Figure 6. Sub-chronic selegiline or L-DOPA treatment rescues hippocampal PSD composition and dendritic spine density in Tg2576 mice.

(a–c) Representative immunoblots of total (a) and PSD (b) hippocampal proteins from 6-month-old WT and Tg2576 mice treated with selegiline (sel) or saline (sham) and PSD proteins (c) prepared from L-DOPA or saline-treated mice, probed with the indicated antibodies, and densitometric quantification of changes in grey values. For total proteins actin was used as loading control. Selegiline does not rescue TH protein levels but selegiline and L-DOPA restore PSD composition in Tg2576 mice (a: 8 mice per group; two-tailed unpaired t-test for pGluA1/GluA1: WT sham-Tg sham *P=0.012, Tg sham-Tg sel *P=0.027; for TH/actin: WT sham-Tg sham *P=0.029, WT sham-Tg sel *P=0.022, WT sel-Tg sham *P=0.017, WT sel-Tg sel *P=0.015; (b) 10 mice per group; two-tailed unpaired t-test for GluA1: WT sham-Tg sham ***P=8.00 × 10⁻⁴, Tg sham-Tg sel **P=0.010; for D1: WT sham-WT sel ***P=2.00 × 10⁻⁴, WT sham-Tg sham **P=0.009, WT sel-Tg sham ***P=3.00 × 10⁻⁴, Tg sham-Tg sel *P=0.028; (c) 8 mice per group; two-tailed unpaired t-test for GluA1: WT sham-Tg sham **P=0.008, WT L-DOPA-Tg sham *P=0.031, Tg sham-Tg L-DOPA *P=0.032; for D1: WT sham-WT L-DOPA *P=0.020, WT sham-Tg sham *P=0.028, WT L-DOPA-Tg sham **P=0.002, Tg sham-Tg L-DOPA *P=0.039). (d) Reconstruction of a WT sham Golgi-stained CA1 pyramidal neuron (scale bar, 100 μm) and representative segments of apical dendrites from 6-month-old sel- and sham-treated mice (scale bar, 10 μm). Insets show high-magnification micrographs (scale bar, 2 μm). (e) Spine density (mean spine number per 25 μm dendrite segment) is increased in Tg2576 animals after selegiline treatment (d,e: n=3 mice per group, 10 pyramidal neurons per mouse; two-tailed unpaired t-test: WT sham-Tg sham ***P<1.00 × 10⁻⁴, WT sham-Tg sel **P=0.010, WT sel-Tg sham ***P<1.00 × 10⁻⁴, WT sel-Tg sel **P=0.010, Tg sham-Tg sel ***P<1.00 × 10⁻⁴). Data represent mean±s.e.m.
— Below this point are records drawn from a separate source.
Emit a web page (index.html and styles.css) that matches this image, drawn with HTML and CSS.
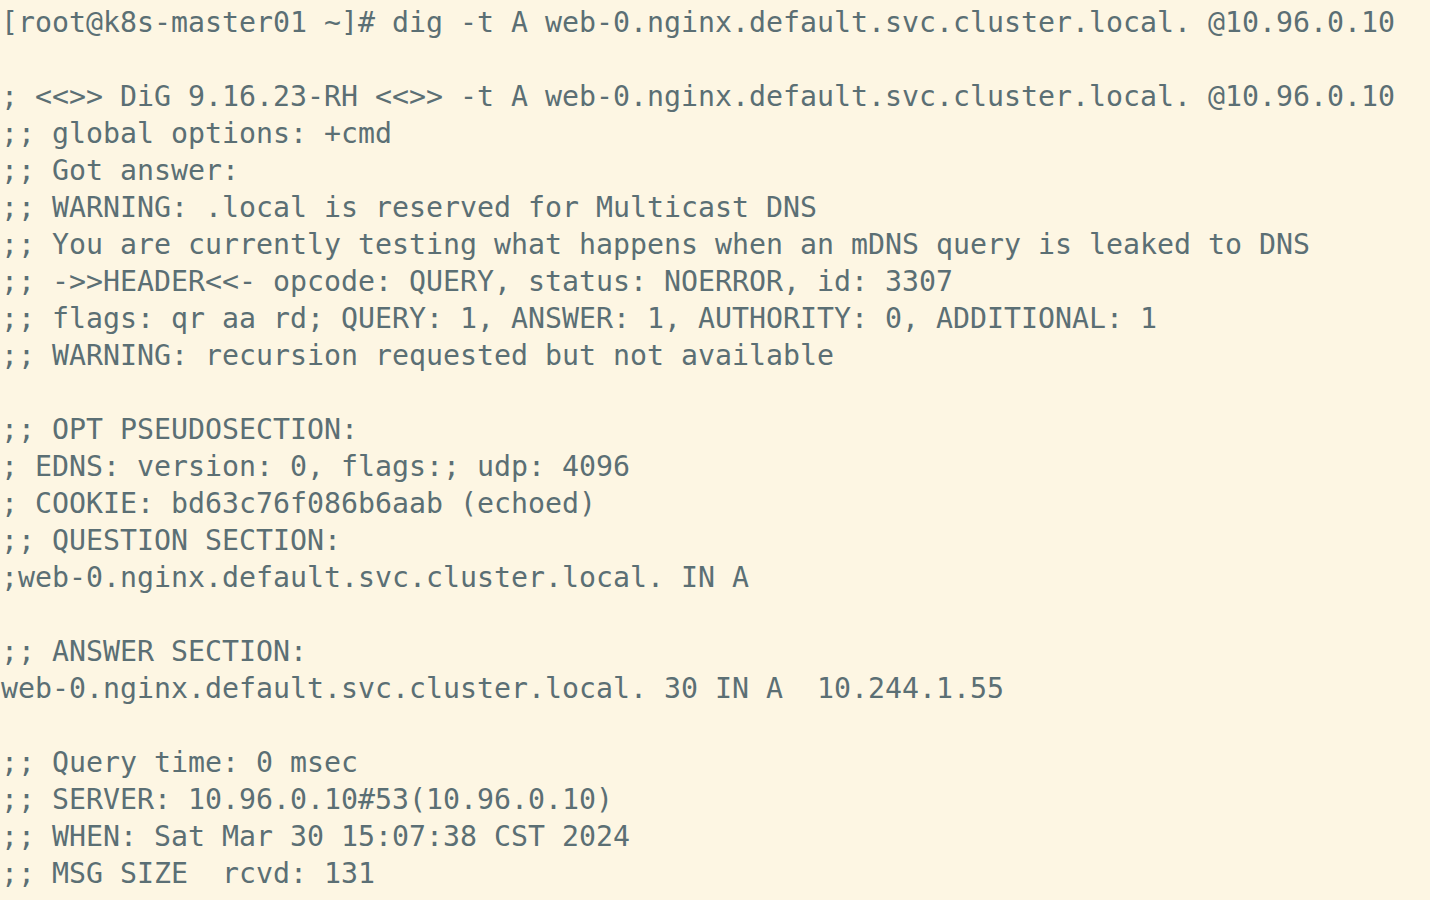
FILE: index.html
```html
<!DOCTYPE html>
<html lang="en">
<head>
<meta charset="utf-8">
<title>dig</title>
<link rel="stylesheet" href="styles.css">
</head>
<body>
<pre class="term">[root@k8s-master01 ~]# dig -t A web-0.nginx.default.svc.cluster.local. @10.96.0.10

; &lt;&lt;&gt;&gt; DiG 9.16.23-RH &lt;&lt;&gt;&gt; -t A web-0.nginx.default.svc.cluster.local. @10.96.0.10
;; global options: +cmd
;; Got answer:
;; WARNING: .local is reserved for Multicast DNS
;; You are currently testing what happens when an mDNS query is leaked to DNS
;; -&gt;&gt;HEADER&lt;&lt;- opcode: QUERY, status: NOERROR, id: 3307
;; flags: qr aa rd; QUERY: 1, ANSWER: 1, AUTHORITY: 0, ADDITIONAL: 1
;; WARNING: recursion requested but not available

;; OPT PSEUDOSECTION:
; EDNS: version: 0, flags:; udp: 4096
; COOKIE: bd63c76f086b6aab (echoed)
;; QUESTION SECTION:
;web-0.nginx.default.svc.cluster.local. IN A

;; ANSWER SECTION:
web-0.nginx.default.svc.cluster.local. 30 IN A  10.244.1.55

;; Query time: 0 msec
;; SERVER: 10.96.0.10#53(10.96.0.10)
;; WHEN: Sat Mar 30 15:07:38 CST 2024
;; MSG SIZE  rcvd: 131</pre>
</body>
</html>
```
FILE: styles.css
```css
html, body {
  margin: 0;
  padding: 0;
  background: #fdf6e3;
  height: 100%;
  overflow: hidden;
}
.term {
  margin: 0;
  padding: 4px 0 0 1px;
  font-family: "DejaVu Sans Mono", "Liberation Mono", monospace;
  font-size: 28.24px;
  line-height: 37px;
  color: #5b6f74;
  white-space: pre;
}
```
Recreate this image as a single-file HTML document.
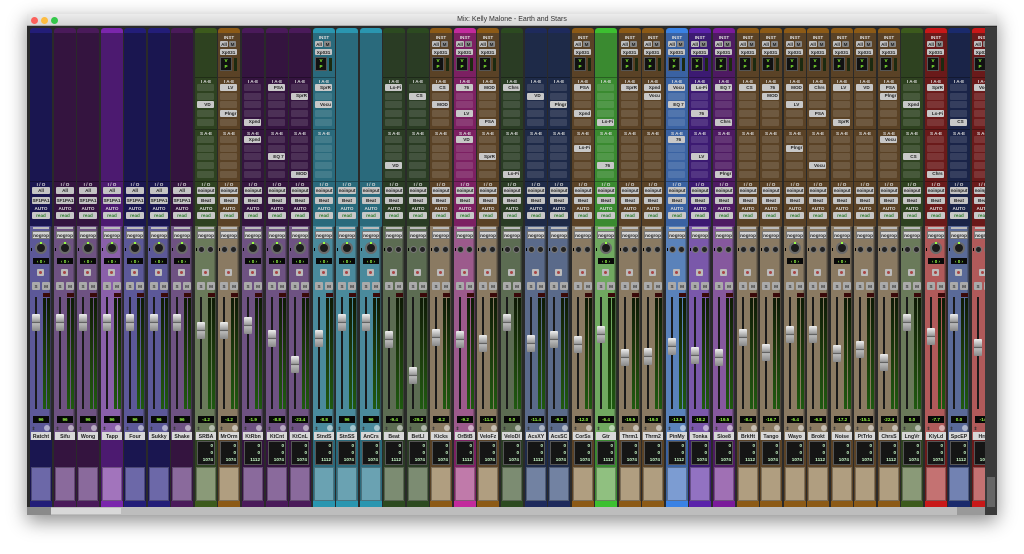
<!DOCTYPE html>
<html><head><meta charset="utf-8">
<style>
*{margin:0;padding:0;box-sizing:border-box}
body{width:1024px;height:554px;background:#fff;position:relative;overflow:hidden;font-family:"Liberation Sans",sans-serif}
#win{position:absolute;left:27px;top:14px;width:970px;height:501px;background:#2a2a2a;box-shadow:0 6px 18px rgba(0,0,0,.45);overflow:hidden}
#title{position:absolute;left:0;top:0;width:970px;height:12px;background:linear-gradient(#ececec,#d6d6d6);border-bottom:1px solid #aaa;font-size:7px;color:#333;text-align:center;line-height:12px}
.tl{position:absolute;top:3px;width:7px;height:7px;border-radius:50%}
#mix{position:absolute;left:3px;top:13px;width:955px;height:480px;overflow:hidden}
.a{position:absolute}
.t{position:absolute;font-size:4.6px;font-weight:bold;text-align:center;white-space:nowrap;overflow:hidden}
#hs{position:absolute;left:0;top:493px;width:960px;height:8px;background:#bdbdbd}
#vs{position:absolute;left:958px;top:13px;width:12px;height:488px;background:#3a3a3a}
</style></head><body>
<div id="win">
 <div id="title"><div class="tl" style="left:4px;background:#fc605b"></div><div class="tl" style="left:14px;background:#fdbc40"></div><div class="tl" style="left:24px;background:#34c84a"></div>Mix: Kelly Malone - Earth and Stars</div>
 <div id="mix"></div>
 <div id="hs"><div class="a" style="left:0;top:0;width:24px;height:8px;background:#8a8a8a"></div><div class="a" style="left:24px;top:1px;width:70px;height:6px;background:#d8d8d8"></div><div class="a" style="left:930px;top:0;width:30px;height:8px;background:#999"></div></div>
 <div id="vs"><div class="a" style="left:2px;top:450px;width:8px;height:30px;background:#666"></div></div>
</div>
<script>
var P={
navy:['#231d78','#1a1650','#5c5898','#6c68a8'],
dpurp:['#4a1a5a','#34143f','#6e5282','#8a6a9c'],
purp:['#7a26ac','#4c1a70','#8a60aa','#a274bc'],
olive:['#3c5a1c','#2e4220','#6a7a5a','#8a9a78'],
brown:['#8c5a16','#5a4226','#8a7a62','#b09e80'],
teal:['#2a96b0','#2a6a7c','#4a8a9c','#6aa2b2'],
dgreen:['#2c4a20','#2a3c24','#5c6c52','#7c8c72'],
mag:['#c22a9c','#7c2062','#9c5a8c','#c07aaa'],
slate:['#1e2a5c','#1e2a48','#5a6a8a','#7282a2'],
green:['#3cc030','#3a8a30','#70a860','#90c080'],
blue:['#3a82e4','#3a62a2','#5a82ba','#7c9cd2'],
vpurp:['#5a22aa','#3c1a72','#7a58aa','#9272c2'],
vpurp2:['#7a1a9a','#4e1a62','#86589e','#a070b4'],
red:['#c81818','#6a1a1a','#b05a5a','#c47272'],
navy2:['#1a2a6c','#1a2448','#5a6a98','#7282b2']};
var S=[
['Ratcht','navy','96',0,0,0],['Sifu','dpurp','96',0,0,0],['Wong','dpurp','96',0,0,0],['Tapp','purp','96',0,0,0],
['Four','navy','96',0,0,0],['Sukky','navy','96',0,0,0],['Shake','dpurp','96',0,0,0],
['SRBA','olive','-4.2',1,0,1],['MrOrm','brown','-4.2',1,1,1],['KtRbn','dpurp','-1.9',1,0,0],['KtCnt','dpurp','-8.8',1,0,0],['KtCnL','dpurp','-23.4',1,0,0],
['StndS','teal','-8.8',1,1,0],['StnSS','teal','96',0,0,0],['AnCrs','teal','96',0,0,0],
['Beat','dgreen','-9.4',1,0,1],['BetLl','dgreen','-29.2',1,0,1],['Kicks','brown','-8.2',1,1,1],['OrBtB','mag','-9.2',1,1,1],
['VeloFz','brown','-11.9',1,1,1],['VeloDl','dgreen','0.0',1,0,1],['AcsXY','slate','-11.4',1,0,1],['AcsSC','slate','-9.3',1,0,1],
['CorSs','brown','-12.0',1,1,1],['Gtr','green','-6.4',1,0,0],['Thrm1','brown','-19.5',1,1,1],['Thrm2','brown','-19.0',1,1,1],
['PinMy','blue','-13.5',1,1,1],['Tonka','vpurp','-18.2',1,1,1],['Sloe8','vpurp2','-19.5',1,1,1],['BrkHt','brown','-8.4',1,1,1],
['Tango','brown','-16.7',1,1,1],['Wayo','brown','-6.4',1,1,0],['Brokt','brown','-6.8',1,1,1],['Noise','brown','-17.2',1,1,0],
['PtTrlo','brown','-15.1',1,1,1],['ChrsS','brown','-22.4',1,1,1],['LngVr','olive','0.0',1,0,1],['KlyLd','red','-7.7',1,1,0],
['SpcEP','navy2','0.0',1,0,0],['Hrn','red','-14',1,1,1]];
var plug=['Xpnd','Vocu','Lo-Fi','EQ 7','CS','76','MOD','Chrs','LV','VD','PSA','Plngr','SprR'];
var h='',W=23.55;
function box(x,y,w,hh,bg,extra){return '<div class="a" style="left:'+x+'px;top:'+y+'px;width:'+w+'px;height:'+hh+'px;background:'+bg+';'+(extra||'')+'"></div>';}
function txt(x,y,w,s,c,extra){return '<div class="t" style="left:'+x+'px;top:'+y+'px;width:'+w+'px;color:'+c+';'+(extra||'')+'">'+s+'</div>';}
S.forEach(function(s,i){
 var x=Math.round(i*W),c=P[s[1]],w=22;
 h+=box(x,1,w,6,c[0],'border-radius:3px 3px 0 0');
 h+=box(x,6,w,148,c[1]);
 h+=box(x,154,w,46,c[1]);
 h+=box(x,199,w,218,'linear-gradient(90deg,'+c[2]+','+c[2]+' 85%,rgba(0,0,0,.25))');
 h+=box(x+1,221,1,3,'#000');
 var inst=s[4];
 if(inst){
  h+=txt(x,8,w,'INST','#ddd');
  h+=box(x+2,14,8,6,'#bdbdbd','border-radius:1px');h+=txt(x+2,14.5,8,'All','#222');
  h+=box(x+11,14,7,6,'#888','border-radius:1px');h+=txt(x+11,14.5,7,'M','#222');
  h+=box(x+2,22,17,6,'#c4c4c4','border-radius:1px');h+=txt(x+2,22.5,17,'Xp031','#222');
  h+=box(x+2,30,12,14,'#111','border:1px solid #555');h+=txt(x+2,31,12,'V','#8f3');h+=txt(x+2,37,12,'P','#8f3');
  h+=box(x+16,31,3,13,'#1c2a10');
 }
 if(s[3]){
  h+=box(x,50,w,1,'rgba(0,0,0,.3)');h+=box(x,102,w,1,'rgba(0,0,0,.3)');
  h+=txt(x,51.5,w,'I A-E','#ddd');h+=txt(x,103.5,w,'S A-E','#ddd');
  for(var k=0;k<5;k++){
   var on=((i*7+k*3)%5==0)||(k==0&&inst);
   h+=box(x+2,57+k*8.7,17,7,on?'#c8c8c8':'rgba(255,255,255,.12)','border-radius:1px');
   if(on)h+=txt(x+6,57.6+k*8.7,13,plug[(i+k)%plug.length],'#222');
   var on2=((i*5+k*2)%9==0);
   h+=box(x+2,109+k*8.7,17,7,on2?'#c8c8c8':'rgba(255,255,255,.12)','border-radius:1px');
   if(on2)h+=txt(x+6,109.6+k*8.7,13,plug[(i+k+4)%plug.length],'#222');
  }
 }
 h+=box(x,154,w,1,'rgba(0,0,0,.3)');
 h+=txt(x,155,w,'I / O','#ddd');
 h+=box(x+2,160,18,7,'#c4c4c4','border-radius:1px');h+=txt(x+2,161,18,i<7?'All':'noinput','#222');
 h+=box(x+2,170,18,7,'#c4c4c4','border-radius:1px');h+=txt(x+2,171,18,i<7?'SF1PA1':'Beat','#222');
 h+=txt(x,179,w,'AUTO','#ddd');
 h+=box(x+2,185,18,7,'#c8c8c8','border-radius:1px');h+=txt(x+2,186,18,'read','#2a7a2a');
 h+=box(x+3,200,16,2,'#bbb');
 h+=box(x+2,204,18,8,'#d2d2d2','border-radius:1px;border:1px solid #777');h+=txt(x+2,205.5,18,'nogrop','#222');
 var stereo=s[5];
 if(stereo){h+=box(x+3,219,7,7,'#222','border-radius:50%;border:1px solid #777');h+=box(x+12,219,7,7,'#222','border-radius:50%;border:1px solid #777');}
 else{h+=box(x+5,215,12,12,'#1c1c1c','border-radius:50%;border:2px solid #6a6a6a');h+=box(x+10,215,2,2,'#9f4');
  h+=box(x+3,231,16,6,'#080808');h+=txt(x+3,231.5,16,'&lsaquo; 0 &rsaquo;','#9f4');}
 h+=box(x+7,242,7,7,'#bbb','border-radius:1px');h+=box(x+9,244,3,3,'#a44','border-radius:50%');
 h+=box(x+2,255,8,8,'#aaa','border-radius:1px');h+=txt(x+2,256.5,8,'S','#333');
 h+=box(x+12,255,8,8,'#aaa','border-radius:1px');h+=txt(x+12,256.5,8,'M','#333');
 // fader + meter
 h+=box(x+5,270,2,112,'#1a1a1a');
 h+=box(x+13,266,7,4,'#3a0a0a');
 h+=box(x+13,271,3,111,'linear-gradient(#0e1a06,#1c3a0c 50%,#1f5a10)');
 h+=box(x+17,271,3,111,'linear-gradient(#0e1a06,#1c3a0c 50%,#1f5a10)');
 var db=parseFloat(s[2]);if(isNaN(db)||db>0)db=0;
 var fy=Math.round(295+1.8*Math.abs(db));
 h+=box(x+2,fy-8,8,17,'linear-gradient(#f0f0f0,#9a9a9a 45%,#444 50%,#bbb 55%,#888)','border-radius:1px');
 h+=box(x+3,389,16,7,'#080808');h+=txt(x+3,390,16,s[2],'#9f4');
 h+=txt(x+1,399,5,'&#8661;','#333');
 h+=box(x+14,398,6,6,'rgba(255,255,255,.5)','border-radius:50%');
 h+=box(x+1,405,20,8,'#d8d8d8');h+=txt(x+1,406.5,20,s[0],'#222','font-size:5.2px');
 h+=box(x,413,w,70,c[1]);
 if(i>=7){h+=box(x+2,414,18,24,'#151515','border:1px solid #555');
  h+=txt(x+2,416,16,'0','#cfc','text-align:right');h+=txt(x+2,423,16,'0','#cfc','text-align:right');h+=txt(x+2,430,16,i%3?'1074':'1112','#cfc','text-align:right');}
 h+=box(x+1,440,20,34,c[3],'border:1px solid rgba(0,0,0,.3)');
 h+=box(x,474,w,6,c[0]);
});
document.getElementById('mix').innerHTML=h;
</script>
</body></html>
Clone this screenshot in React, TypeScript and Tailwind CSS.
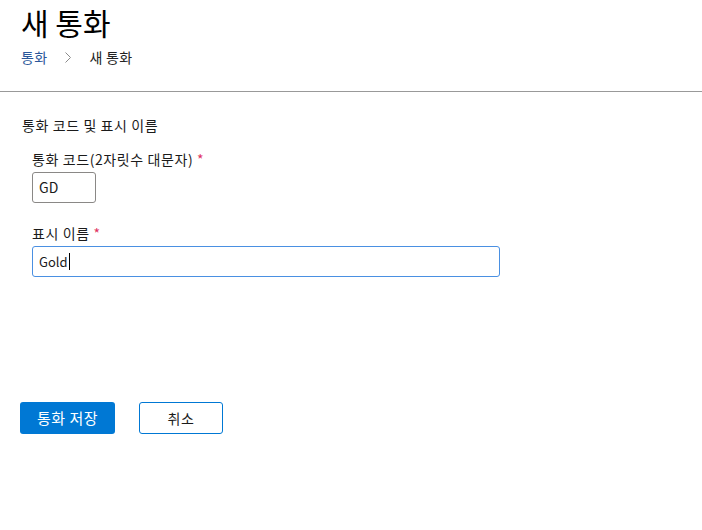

Figure 7. Sub-chronic selegiline or L-DOPA treatment rescues memory performance and reward processing in Tg2576 mice.

(a,b) Total freezing time during the CFC context test in 6-month-old sham- and sel-treated mice (a; 6 mice per group) and in sham- and L-DOPA-treated mice (b; 5 mice per group). Both drugs restore contextual fear memory in Tg2576 mice (a: two-tailed unpaired t-test: WT sham-Tg sham *P=0.015, WT sel-Tg sham *P=0.025, Tg sham-Tg sel **P=0.004; (b): two-tailed unpaired t-test: WT sham-Tg sham *P=0.018, WT L-DOPA-Tg sham ***P=1.30 × 10⁻⁴, Tg sham-Tg L-DOPA **P=0.007). (c) Percentage of distance travelled in the target quadrant (previously containing the platform) during the Probe phase of the MWM test for 6-month-old sham- and sel-treated mice (n=5 mice per group). Tg sham mice swam less in the target quadrant in comparison to the remaining groups, while selegiline was able to restore spatial memory performance (two-tailed unpaired t-test: WT sham-Tg sham *P=0.030, WT sel-Tg sham **P=0.008, Tg sham-Tg sel *P=0.031). (d) Chocolate-induced place preference in 6-month-old sham- and sel-treated mice (n=4 WT sham, 4 WT sel, 4 Tg sham and 6 Tg sel mice) showing mean time spent in paired and unpaired chambers in post-conditioning session, minus the time spent in the same chambers during the pre-conditioning session of a CPP test (two-way repeated measures ANOVA: chamber, F_1,14=36.97, P<1.00 × 10⁻⁴; chamber × treatment, F_3,14=231.34, P<0.050; treatment, F_3,14=0.50, P=0.680; WT sham-Tg sham **P<0.010, WT sel-Tg sham *P<0.050, Tg sham-Tg sel ***P<0.001 with Tukey's post hoc test). (e) Chocolate consumption during conditioning sessions of the CPP test shown in d (one-way ANOVA: F_3,14=37.10, P<1.00 × 10⁻⁴; WT sham-Tg sham *P<0.050, WT sham-Tg sel ***P<0.001, WT sel-Tg sham *P<0.050, WT sel-Tg sel ***P<0.001, Tg sham-Tg sel ***P<0.001 with Tukey's post hoc test). All data represent mean±s.e.m.